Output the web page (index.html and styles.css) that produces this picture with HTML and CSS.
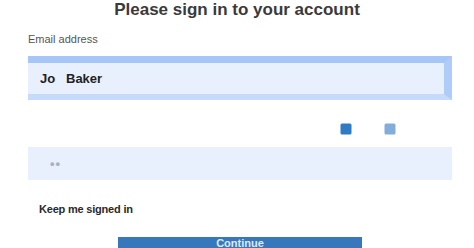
FILE: index.html
```html
<!DOCTYPE html>
<html lang="en">
<head>
<meta charset="utf-8">
<title>Sign in</title>
<link rel="stylesheet" href="styles.css">
</head>
<body>
<main class="page">
  <h1 class="title">Please sign in to your account</h1>
  <form class="form">
    <label class="label" for="email">Email address</label>
    <div class="input input-focus">
      <input id="email" class="input-field" type="text" value="Jo   Baker">
    </div>
    <div class="tools">
      <svg class="tool" viewBox="0 0 12 12" width="12" height="12" aria-hidden="true"><rect x="0.5" y="0.5" width="11" height="11" rx="1.5" fill="#2f7bc4"/></svg>
      <svg class="tool" viewBox="0 0 12 12" width="12" height="12" aria-hidden="true"><rect x="0.5" y="0.5" width="11" height="11" rx="1.5" fill="#82acd9"/></svg>
    </div>
    <div class="input">
      <input class="input-field placeholder" type="password" placeholder="••">
    </div>
    <div class="check">Keep me signed in</div>
    <div class="actions">
      <button class="button" type="button">Continue</button>
    </div>
  </form>
</main>
</body>
</html>
```

FILE: styles.css
```css
html, body {
  margin: 0;
  padding: 0;
  background: #ffffff;
}
body {
  font-family: "Liberation Sans", Arial, sans-serif;
  color: #333333;
}
.page {
  display: flex;
  flex-direction: column;
}
.title {
  margin: 0;
  font-size: 17px;
  font-weight: 700;
  line-height: 20px;
  text-align: center;
  color: #3a3a3a;
}
.form {
  display: flex;
  flex-direction: column;
  padding: 0 22px 0 28px;
}
.label {
  margin-top: 12px;
  font-size: 11px;
  line-height: 14px;
  color: #555555;
}
.input {
  box-sizing: border-box;
  height: 33px;
  background: #e8f0fe;
  display: flex;
  align-items: center;
}
.input-focus {
  margin-top: 10px;
  height: 44px;
  border-top: 7px solid #a6c6f8;
  border-right: 8px solid #afcbf8;
  border-bottom: 6px solid #c6dafb;
}
.input-field {
  border: 0;
  outline: 0;
  background: transparent;
  font-family: "Liberation Sans", Arial, sans-serif;
  font-size: 13px;
  font-weight: 700;
  color: #222222;
  padding: 0 0 0 12px;
  width: 100%;
}
.placeholder {
  padding-left: 22px;
}
.placeholder::placeholder {
  color: #a9b0be;
  letter-spacing: 1px;
}
.tools {
  display: flex;
  gap: 32px;
  justify-content: flex-end;
  padding: 23px 56px 12px 0;
}
.tool {
  display: block;
}
.check {
  margin-top: 22px;
  padding-left: 11px;
  font-size: 11px;
  font-weight: 700;
  line-height: 14px;
  letter-spacing: -0.2px;
  color: #2a2a2a;
}
.actions {
  display: flex;
  justify-content: flex-start;
  padding-left: 90px;
  margin-top: 21px;
}
.button {
  width: 244px;
  height: 13px;
  padding: 0;
  border: 0;
  background: #3778bc;
  color: #dfe9f5;
  font-family: "Liberation Sans", Arial, sans-serif;
  font-size: 11px;
  line-height: 13px;
  font-weight: 700;
}
```
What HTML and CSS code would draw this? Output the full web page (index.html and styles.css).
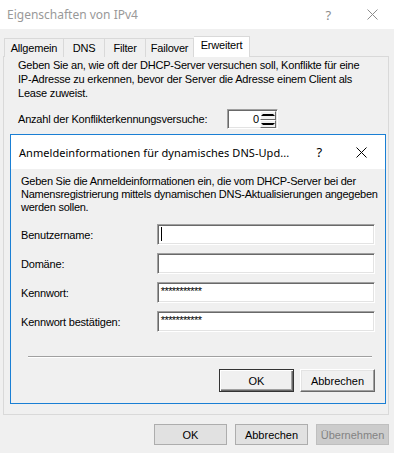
FILE: index.html
```html
<!DOCTYPE html>
<html lang="de">
<head>
  <meta charset="UTF-8">
  <title>Eigenschaften von IPv4</title>
  <link rel="stylesheet" href="styles.css">
</head>
<body>

  <div class="titlebar">
    <span class="title">Eigenschaften von IPv4</span>
    <span class="tb-help">?</span>
    <svg class="tb-close" width="11" height="11" viewBox="0 0 11 11"><path d="M0.5 0.5L10.5 10.5M10.5 0.5L0.5 10.5" stroke="#8c8c8c" stroke-width="1"/></svg>
  </div>

  <div class="client">
    <div class="tabs">
      <div class="tab first">Allgemein</div>
      <div class="tab dns">DNS</div>
      <div class="tab filter">Filter</div>
      <div class="tab failover">Failover</div>
      <div class="tab active">Erweitert</div>
    </div>

    <div class="panel">
      <p class="panel-text">Geben Sie an, wie oft der DHCP-Server versuchen soll, Konflikte für eine<br>IP-Adresse zu erkennen, bevor der Server die Adresse einem Client als<br>Lease zuweist.</p>

      <div class="spin-row">
        <span>Anzahl der Konflikterkennungsversuche:</span>
        <div class="spin">
          <div class="spin-val">0</div>
          <div class="spin-btns">
            <div class="spin-btn"><span class="tri up"></span></div>
            <div class="spin-btn"><span class="tri down"></span></div>
          </div>
        </div>
      </div>

      <!-- Anmeldedialog liegt über dem Register -->
      <div class="dialog">
        <div class="dlg-titlebar">
          <span class="dlg-title">Anmeldeinformationen für dynamisches DNS-Upd...</span>
          <span class="dlg-help">?</span>
          <svg class="dlg-close" width="11" height="11" viewBox="0 0 11 11"><path d="M0.5 0.5L10.5 10.5M10.5 0.5L0.5 10.5" stroke="#000" stroke-width="1"/></svg>
        </div>
        <div class="dlg-body">
          <p class="dlg-text">Geben Sie die Anmeldeinformationen ein, die vom DHCP-Server bei der<br>Namensregistrierung mittels dynamischen DNS-Aktualisierungen angegeben<br>werden sollen.</p>

          <div class="fields">
            <div class="field">
              <span class="label">Benutzername:</span>
              <div class="edit"><span class="caret"></span></div>
            </div>
            <div class="field">
              <span class="label">Domäne:</span>
              <div class="edit"></div>
            </div>
            <div class="field">
              <span class="label">Kennwort:</span>
              <div class="edit pw">***********</div>
            </div>
            <div class="field">
              <span class="label">Kennwort bestätigen:</span>
              <div class="edit pw">***********</div>
            </div>
          </div>

          <div class="separator"></div>

          <div class="dlg-buttons">
            <button class="btn-classic default">OK</button>
            <button class="btn-classic">Abbrechen</button>
          </div>
        </div>
      </div>
    </div>

    <div class="buttons">
      <button class="btn">OK</button>
      <button class="btn">Abbrechen</button>
      <button class="btn" disabled>Übernehmen</button>
    </div>
  </div>

  <div class="bottom-line"></div>

</body>
</html>
```

FILE: styles.css
```css
body {
  margin: 0;
  width: 394px;
  height: 453px;
  overflow: hidden;
  background: #f0f0f0;
  font-family: "Liberation Sans", Arial, sans-serif;
  font-size: 11px;
  letter-spacing: -0.2px;
  color: #000;
}

p {
  margin: 0;
  white-space: nowrap;
}

/* Fenstertitel */
.titlebar {
  height: 29px;
  background: #fff;
  display: flex;
  align-items: center;
}

.title {
  font-family: "Noto Sans", sans-serif;
  font-size: 12px;
  letter-spacing: 0;
  color: #999;
  margin-left: 7px;
  flex: 1;
}

.tb-help {
  font-family: "Noto Sans", sans-serif;
  font-size: 13px;
  color: #8c8c8c;
  margin-right: 36px;
}

.tb-close {
  margin-right: 16px;
}

.client {
  padding: 7px 5px 0 3px;
}

/* Registerkarten */
.tabs {
  display: flex;
  align-items: flex-end;
  margin-bottom: -1px;
  padding-left: 1px;
}

.tab {
  width: 40px;
  height: 18px;
  line-height: 18px;
  text-align: center;
  border: 1px solid #d9d9d9;
  border-left: none;
  border-bottom: none;
  background: #f0f0f0;
}

.tab.first {
  width: 58px;
  border-left: 1px solid #d9d9d9;
}

.tab.failover {
  width: 47px;
}

.tab.active {
  position: relative;
  z-index: 1;
  width: 55px;
  height: 20px;
  line-height: 17px;
  background: #fff;
}

.panel {
  border: 1px solid #d9d9d9;
  background: #f0f0f0;
  padding: 1px 1px 10px 3px;
}

.panel-text {
  line-height: 14px;
  margin-left: 11px;
}

.spin-row {
  display: flex;
  align-items: center;
  margin: 9px 0 0 11px;
}

.spin-row span {
  width: 209px;
}

.spin {
  display: flex;
  width: 51px;
  height: 20px;
  box-sizing: border-box;
  background: #fff;
  border-top: 1px solid #a0a0a0;
  border-left: 1px solid #a0a0a0;
  border-bottom: 1px solid #fff;
  border-right: 1px solid #fff;
  box-shadow: inset 1px 1px 0 #696969, inset -1px -1px 0 #e3e3e3;
}

.spin-val {
  flex: 1;
  text-align: right;
  line-height: 18px;
  padding-right: 1px;
}

.spin-btns {
  display: flex;
  flex-direction: column;
  width: 16px;
  padding: 1px 1px 0 0;
}

.spin-btn {
  height: 9px;
  box-sizing: border-box;
  background: #f0f0f0;
  border: 1px solid;
  border-color: #fff #696969 #696969 #fff;
  display: flex;
  align-items: center;
  justify-content: center;
}

.tri {
  width: 0;
  height: 0;
  border-left: 2px solid transparent;
  border-right: 2px solid transparent;
}

.tri.up {
  border-bottom: 2px solid #000;
}

.tri.down {
  border-top: 2px solid #000;
}

/* Anmeldedialog */
.dialog {
  margin: 5px 1px 0 3px;
  border: 1px solid #1a7fd4;
  background: #f0f0f0;
}

.dlg-titlebar {
  height: 34px;
  background: #fff;
  display: flex;
  align-items: center;
}

.dlg-title {
  font-family: "Noto Sans", sans-serif;
  font-size: 11px;
  letter-spacing: 0.05px;
  margin-left: 8px;
  flex: 1;
}

.dlg-help {
  font-family: "Noto Sans", sans-serif;
  font-size: 13px;
  margin-right: 34px;
}

.dlg-close {
  margin-right: 18px;
}

.dlg-body {
  padding: 6px 10px 11px 10px;
}

.dlg-text {
  line-height: 13px;
  letter-spacing: -0.25px;
}

.fields {
  display: flex;
  flex-direction: column;
  gap: 8px;
  margin-top: 10px;
}

.field {
  display: flex;
  align-items: center;
}

.label {
  width: 137px;
}

.edit {
  width: 220px;
  height: 21px;
  box-sizing: border-box;
  background: #fff;
  border-top: 1px solid #a0a0a0;
  border-left: 1px solid #a0a0a0;
  border-bottom: 1px solid #fff;
  border-right: 1px solid #fff;
  box-shadow: inset 1px 1px 0 #696969, inset -1px -1px 0 #e3e3e3;
  padding: 2px 3px;
}

.caret {
  display: block;
  width: 1px;
  height: 14px;
  background: #000;
}

.edit.pw {
  font-size: 11px;
  line-height: 10px;
  letter-spacing: -0.6px;
  padding-top: 3px;
}

.separator {
  margin: 24px 3px 0 7px;
  border-top: 1px solid #a0a0a0;
  border-bottom: 1px solid #fff;
}

.dlg-buttons {
  display: flex;
  justify-content: flex-end;
  gap: 6px;
  margin-top: 11px;
}

.btn-classic {
  width: 75px;
  height: 23px;
  font-family: "Liberation Sans", Arial, sans-serif;
  font-size: 11px;
  color: #000;
  background: #f0f0f0;
  border: 1px solid;
  border-color: #fff #696969 #696969 #fff;
  box-shadow: inset -1px -1px 0 #a0a0a0, inset 1px 1px 0 #e3e3e3;
  padding: 0;
}

.btn-classic.default {
  border: 1px solid #333;
  box-shadow: inset 1px 1px 0 #fff, inset -1px -1px 0 #696969, inset -2px -2px 0 #a0a0a0;
}

/* untere Schaltflächen */
.buttons {
  display: flex;
  justify-content: flex-end;
  gap: 8px;
  margin-top: 9px;
}

.btn {
  width: 73px;
  height: 21px;
  font-family: "Liberation Sans", Arial, sans-serif;
  font-size: 11px;
  color: #000;
  background: #e1e1e1;
  border: 1px solid #adadad;
  padding: 0;
}

.btn:disabled {
  background: #cccccc;
  border-color: #bfbfbf;
  color: #838383;
}

.bottom-line {
  margin-top: 8px;
  height: 1px;
  background: #8a8a8a;
}
```
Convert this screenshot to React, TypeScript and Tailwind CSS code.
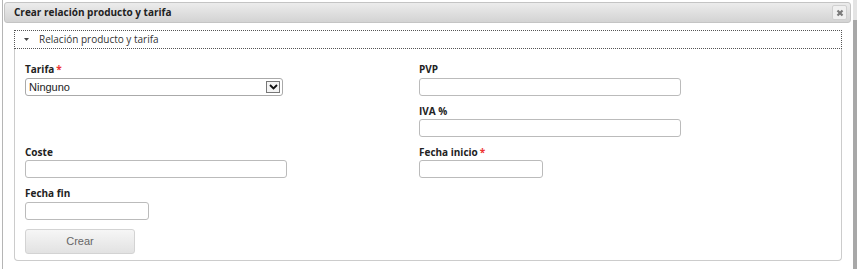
import React from "react";

const labelCls = "text-[10px] font-bold text-[#222] leading-[10px] h-[12px] [font-family:'Open_Sans',sans-serif]";
const inputCls = "h-[18px] border border-[#bbb] rounded-[3px] bg-white";

function Label({ text, req }: { text: string; req?: boolean }) {
  return (
    <div className={labelCls}>
      {text}
      {req && <span className="text-[#e33] ml-[2px]">*</span>}
    </div>
  );
}

export default function App() {
  return (
    <div className="w-[857px] h-[269px] bg-white flex overflow-hidden">
      <div className="w-[2px]" />
      <div className="w-[851px] h-full border-l border-[#b5b5b5] pl-[1px] pt-[2px] flex flex-col">
        <div className="h-[21px] mr-[2px] border border-[#c4c4c4] rounded-[3px] bg-gradient-to-b from-[#ececec] to-[#d3d3d3] flex items-center justify-between pl-[9px] pr-[3px]">
          <span className="text-[10px] font-bold text-[#222] [font-family:'Open_Sans',sans-serif]">Crear relación producto y tarifa</span>
          <span className="w-[15px] h-[15px] border border-[#d0d0d0] rounded-[2px] bg-[#f0f0f0] flex items-center justify-center">
            <svg width="8" height="8" viewBox="0 0 8 8"><path d="M1.5 1.5 L6.5 6.5 M6.5 1.5 L1.5 6.5" stroke="#7a7a7a" strokeWidth="2.2" /></svg>
          </span>
        </div>
        <div className="ml-[10px] mr-[11px] mt-[7px] flex flex-col">
          <div className="h-[19px] border border-dotted border-[#555] flex items-center pl-[9px]">
            <svg width="5" height="3" viewBox="0 0 5 3" className="mr-[10px]"><path d="M0 0 L5 0 L2.5 3 Z" fill="#444" /></svg>
            <span className="text-[10px] text-[#333] [font-family:'Open_Sans',sans-serif]">Relación producto y tarifa</span>
          </div>
          <div className="h-[212px] border border-t-0 border-[#ccc] rounded-b-[4px] pl-[10px] pt-[15px] flex">
            <div className="w-[394px] flex flex-col">
              <Label text="Tarifa" req />
              <div className="mt-[2px] w-[258px] h-[18px] border border-[#aaa] rounded-[3px] bg-white flex items-center justify-between pl-[3px] pr-[2px]">
                <span className="text-[11px] text-[#222] [font-family:'Liberation_Sans',sans-serif]">Ninguno</span>
                <span className="w-[14px] h-[12px] border border-[#777] bg-[#f4f4f4] flex items-center justify-center">
                  <svg width="9" height="6" viewBox="0 0 9 6"><path d="M1 1 L4.5 4.5 L8 1" stroke="#111" strokeWidth="1.8" fill="none" /></svg>
                </span>
              </div>
              <div className="h-[51px]" />
              <Label text="Coste" />
              <div className={`mt-[1px] w-[262px] ${inputCls}`} />
              <div className="h-[10px]" />
              <Label text="Fecha fin" />
              <div className={`mt-[2px] w-[124px] ${inputCls}`} />
              <div className="mt-[9px] w-[110px] h-[25px] border border-[#d3d3d3] rounded-[3px] bg-gradient-to-b from-[#f6f6f6] to-[#e2e2e2] flex items-center justify-center text-[11px] text-[#666] [font-family:'Liberation_Sans',sans-serif]">Crear</div>
            </div>
            <div className="flex flex-col">
              <Label text="PVP" />
              <div className={`mt-[2px] w-[262px] ${inputCls}`} />
              <div className="h-[10px]" />
              <Label text="IVA %" />
              <div className={`mt-[1px] w-[262px] ${inputCls}`} />
              <div className="h-[10px]" />
              <Label text="Fecha inicio" req />
              <div className={`mt-[1px] w-[124px] ${inputCls}`} />
            </div>
          </div>
        </div>
      </div>
      <div className="w-[4px] h-full flex flex-col">
        <div className="h-[20px] bg-[#e4e4e4]" />
        <div className="flex-1 bg-[#a8a8a8]" />
      </div>
    </div>
  );
}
★ ★ ★ ★
- _Task prompt_:
Say the number of lines in the listing that hold "Output", with no added words.

- _Expected answer_:
2